Dengan pertimbangan sebagaimana dijelaskan di atas, ELSAM memberikan catatan perlunya menyiapkan kebijakan pendukung dalam operasionalisasi BSSN, guna menjamin terintegrasinya prinsip-prinsip perlindungan HAM dalam pelaksanaan tugas lembaga ini. Termasuk di dalamnya dalam perumusan kebijakan teknis, seperti penutupan akses, monitoring internet, juga pengaduan dan pemulihan bagi warga negara yang hak-haknya dilanggar oleh kerja-kerja BSSN.

"Dalam operasionalisasinya juga perlu dibuka ruang partisipasi masyarakat sipil, akademisi, sektor bisnis, dan seluruh pemangku kepentingan yang terlibat dalam pemanfaatan teknologi internet," kata Lintang.

ELSAM mendesak BSSN memastikan bekerjanya mekanisme pengawasan internal, juga membuka peluang bagi pengawasan eksternal, untuk memastikan akuntabilitas lembaga ini.
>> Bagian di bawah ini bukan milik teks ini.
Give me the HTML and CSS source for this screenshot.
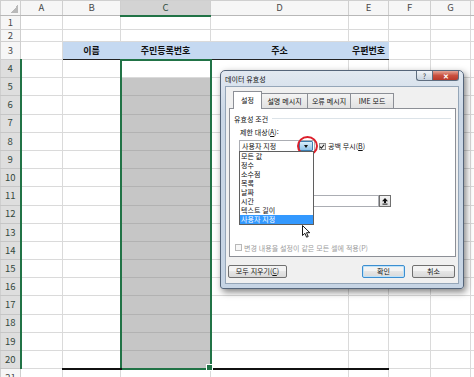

Bahkan, lembaga ini semestinya secara berkala mengeluarkan laporan-laporan agregat atas pelaksanaan tugas dan penggunaan wewenangnya, khususnya yang terkait dengan monitoring pengguna.

"Dalam penataan kewenangan dan organisasinya, harus dipastikan tidak adanya overlapping dalam pelaksanaan tugas lembaga ini, dengan lembaga-lembaga lainnya, sehingga aspek koordinasi juga perlu diperkuat, sehingga dapat meminimalisir pelanggaran yang ditimbulkan," urainya. 

Dalam pelaksanaan tugas dan wewenang lembaga ini, jangan sampai upaya intervensi dengan tujuan pengamanan justru menghambat produktivitas dan kemajuan dalam penggunaan internet, akibat pengurangan dan pelambatan akses. Akan tetapi harus mampu menjembatani antara kebutuhan fungsionalitas dunia maya dengan persyaratan keamanan dalam penggunaannya.